Springer has composed music for more than 20 musical shows, 3 of which were produced in New York City. He composed the score for the off-Broadway musical The Chosen, based on the best-selling novel by Chaim Potok, in 1988. Songs interpolated in Broadway shows include "Salesmanship" (Ziegfeld Follies of '57; lyrics by Carolyn Leigh); and "You'll Make an Elegant Butler" (Tovarich, for which he wrote the opening song for Vivien Leigh in her last Broadway performance; lyrics by Joan Javits).

In 1963 the Metropolitan Opera baritone, George London, announced his intention to take leave from the Opera in order to make his Broadway debut in a musical written by Springer and Javits called Solomon & She. However, London died before this work could come to Broadway.

In 1999, Springer's daughter, Tamar, produced her favorite of her father's works, "The Bells of Notre Dame," a musical-in-concert based on the famous Victor Hugo novel. The concert was presented with singers and a narrator, in classic song style, with lyrics by Faith Flagg and Buddy Kaye. Tamar Springer is currently working on a production of this musical (2020).

Other compositions 
Springer has composed many serious works, including an hour-long requiem titled "Requiem for an Artist: An American Requiem". He wrote this hour-long work in 1995 to express his grief at the recent death of his brother, artist Anthony Springer. Springer has been quoted as saying this was his greatest work.

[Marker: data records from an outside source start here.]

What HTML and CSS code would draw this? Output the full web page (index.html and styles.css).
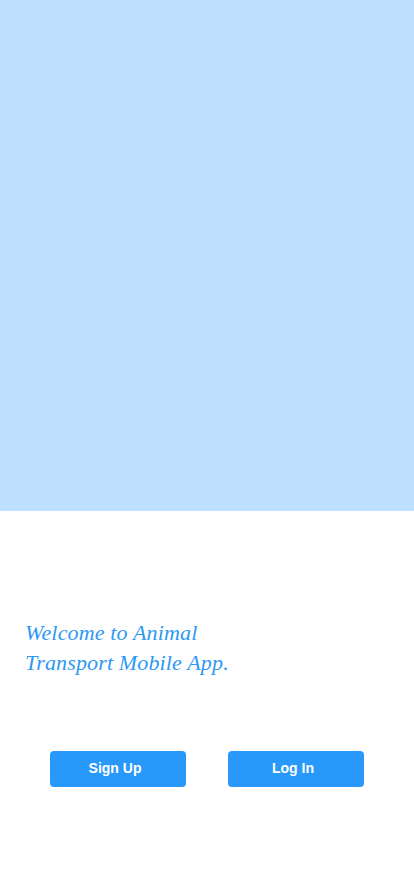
FILE: index.html
```html
<!DOCTYPE html>
<html>
<head>
<meta charset="utf-8">
<link rel="stylesheet" href="styles.css">
</head>
<body>
<div class="screen">
  <div class="hero"></div>
  <div class="content">
    <p class="welcome">Welcome to Animal<br>Transport Mobile App.</p>
    <div class="actions">
      <button class="btn">Sign Up</button>
      <button class="btn">Log In</button>
    </div>
  </div>
</div>
</body>
</html>
```
FILE: styles.css
```css
html, body {
  margin: 0;
  padding: 0;
  background: #ffffff;
}
.screen {
  width: 414px;
  height: 896px;
  display: flex;
  flex-direction: column;
}
.hero {
  height: 511px;
  background: #bfe0fe;
}
.content {
  display: flex;
  flex-direction: column;
  padding: 107px 0 0 25px;
}
.welcome {
  margin: 0;
  font-family: "Liberation Serif", "DejaVu Serif", serif;
  font-style: italic;
  font-size: 22px;
  letter-spacing: 0.15px;
  line-height: 30px;
  color: #2d98f3;
}
.actions {
  display: flex;
  gap: 42px;
  padding: 73px 0 0 25px;
}
.btn {
  width: 136px;
  height: 36px;
  border: none;
  border-radius: 4px;
  background: #2899fb;
  color: #ffffff;
  font-family: "Liberation Sans", Arial, sans-serif;
  font-weight: bold;
  font-size: 14px;
  padding: 0 6px 2px 0;
}
```
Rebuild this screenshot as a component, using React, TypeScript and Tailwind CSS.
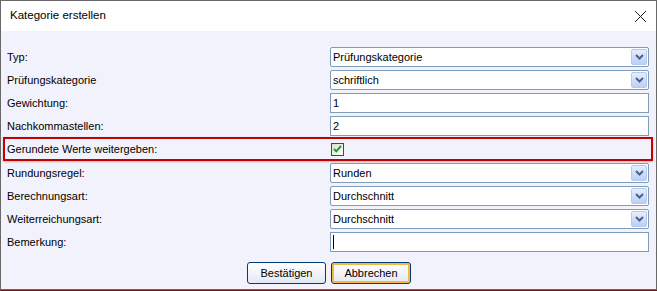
import React from "react";

const font = { fontFamily: '"Liberation Sans", Arial, sans-serif' };

const Chevron = () => (
  <svg width="9" height="6" viewBox="0 0 9 6" className="block">
    <path d="M1 1 L4.5 4.5 L8 1" fill="none" stroke="#4d6185" strokeWidth="2" />
  </svg>
);

const Select = ({ value }: { value: string }) => (
  <div className="flex h-5 items-center rounded-[2px] border border-[#7f9db9] bg-white pl-[2px] pr-[1px]">
    <span className="flex-1 text-[11px] text-black">{value}</span>
    <span className="flex h-4 w-4 items-center justify-center rounded-[2px] border border-[#b6c8ef] bg-gradient-to-b from-[#e6eefe] to-[#bccff7]">
      <Chevron />
    </span>
  </div>
);

const Input = ({ value, caret }: { value?: string; caret?: boolean }) => (
  <div className="flex h-5 items-center border border-[#7f9db9] bg-white pl-[2px]">
    {caret ? <span className="h-[14px] w-px bg-black" /> : <span className="text-[11px] text-black">{value}</span>}
  </div>
);

const Checkbox = () => (
  <span className="flex h-[13px] w-[13px] items-center justify-center border border-[#1c5180] bg-gradient-to-br from-[#dcdcd7] to-white">
    <svg width="9" height="8" viewBox="0 0 9 8">
      <path d="M1 4 L3.3 6.3 L8 1" fill="none" stroke="#21a121" strokeWidth="2" />
    </svg>
  </span>
);

type Row = { label: string; control: React.ReactNode; highlight?: boolean };

const rows: Row[] = [
  { label: "Typ:", control: <Select value="Prüfungskategorie" /> },
  { label: "Prüfungskategorie", control: <Select value="schriftlich" /> },
  { label: "Gewichtung:", control: <Input value="1" /> },
  { label: "Nachkommastellen:", control: <Input value="2" /> },
  { label: "Gerundete Werte weitergeben:", control: <Checkbox />, highlight: true },
  { label: "Rundungsregel:", control: <Select value="Runden" /> },
  { label: "Berechnungsart:", control: <Select value="Durchschnitt" /> },
  { label: "Weiterreichungsart:", control: <Select value="Durchschnitt" /> },
  { label: "Bemerkung:", control: <Input caret /> },
];

export default function App() {
  return (
    <div className="h-[291px] w-[657px] bg-[#6e1b1b]" style={font}>
      <div className="flex h-[290px] w-[657px] flex-col border border-[#696969]">
        <div className="flex h-[30px] items-center justify-between bg-white pl-[9px] pr-[9px]">
          <span className="text-[11.5px] text-black">Kategorie erstellen</span>
          <svg width="13" height="13" viewBox="0 0 13 13">
            <path d="M1 1 L12 12 M12 1 L1 12" stroke="#222" strokeWidth="1" />
          </svg>
        </div>
        <div className="flex flex-1 flex-col bg-[#f2f2fc] pl-[2px] pr-[3px] pt-[16px]">
          <div className="flex flex-col gap-[3px]">
            {rows.map((r) =>
              r.highlight ? (
                <div
                  key={r.label}
                  className="-mb-px -mt-[2px] grid h-6 grid-cols-[323px_1fr] items-center border-2 border-[#c40000] px-[2px] shadow-[0_1px_2px_rgba(0,0,0,0.25)]"
                >
                  <span className="text-[11px] text-black">{r.label}</span>
                  <span className="pl-px">{r.control}</span>
                </div>
              ) : (
                <div key={r.label} className="grid h-5 grid-cols-[323px_1fr] items-center px-[4px]">
                  <span className="text-[11px] text-black">{r.label}</span>
                  {r.control}
                </div>
              )
            )}
          </div>
          <div className="mt-[10px] flex justify-center gap-[5px] pl-[2px]">
            <button className="h-[22px] w-[79px] rounded-[3px] border border-[#003c74] bg-gradient-to-b from-white to-[#e3e8f4] text-[11px] text-black">
              Bestätigen
            </button>
            <button className="h-[22px] w-[80px] rounded-[3px] border border-[#003c74] bg-gradient-to-b from-white to-[#e3e8f4] text-[11px] text-black shadow-[inset_0_0_0_2px_#f5b942]">
              Abbrechen
            </button>
          </div>
        </div>
      </div>
    </div>
  );
}
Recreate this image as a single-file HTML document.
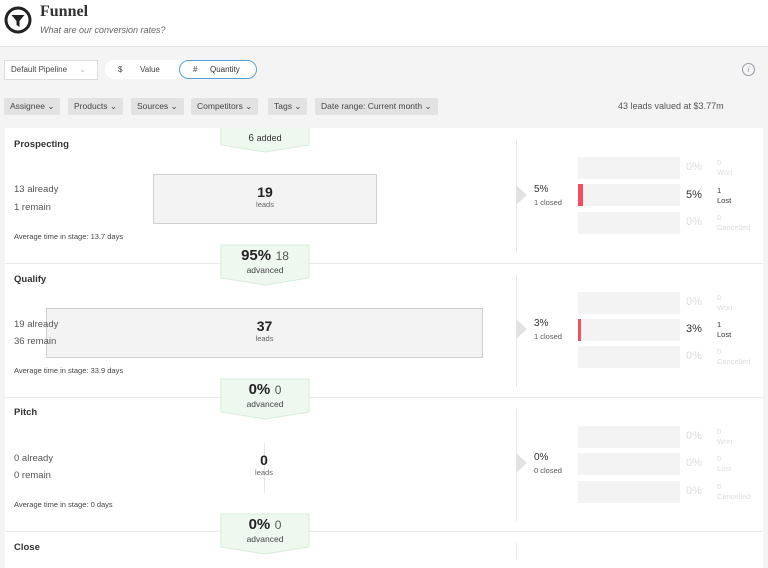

Some of Springer's other serious works include:

 Three one-act operas;
 A Litany for narrator and instrumental ensemble;
 Over 50 electronic compositions including one of the first all-electronic television scores, broadcast on WABC called "The Space-Watch Murders";
 Patches III, a piece for solo piano and tape, which was broadcast on KPFK radio station in 1970;
 A quadraphonic work called American Fantasy (piece for four loudspeakers);
 A symphonic waltz, "19th Century Waltz", which was played by the Pacific Palisades orchestra in October 2015;
 A violin concerto, which was performed at Merkin Hall with Stuart Canin as soloist.
 A composition of Psalm 121 for piano quartet and soprano which was performed at Mt. St. Mary's College in the spring of 1971.

Teaching 
Springer has taught and inspired a number of musicians over the years. The famous Broadway lyricist Fred Ebb first became involved in theater as an assistant to Springer in the late 1950s, and credits Springer with teaching him how to write songs.

Springer taught electronic music at the UCLA extension from 1974 to 1986; a number of his students went on to make careers in the music world, including Eric Drew Feldman and Bill Bell. In 1981 he worked with Paul Simon, teaching him how to transcribe music.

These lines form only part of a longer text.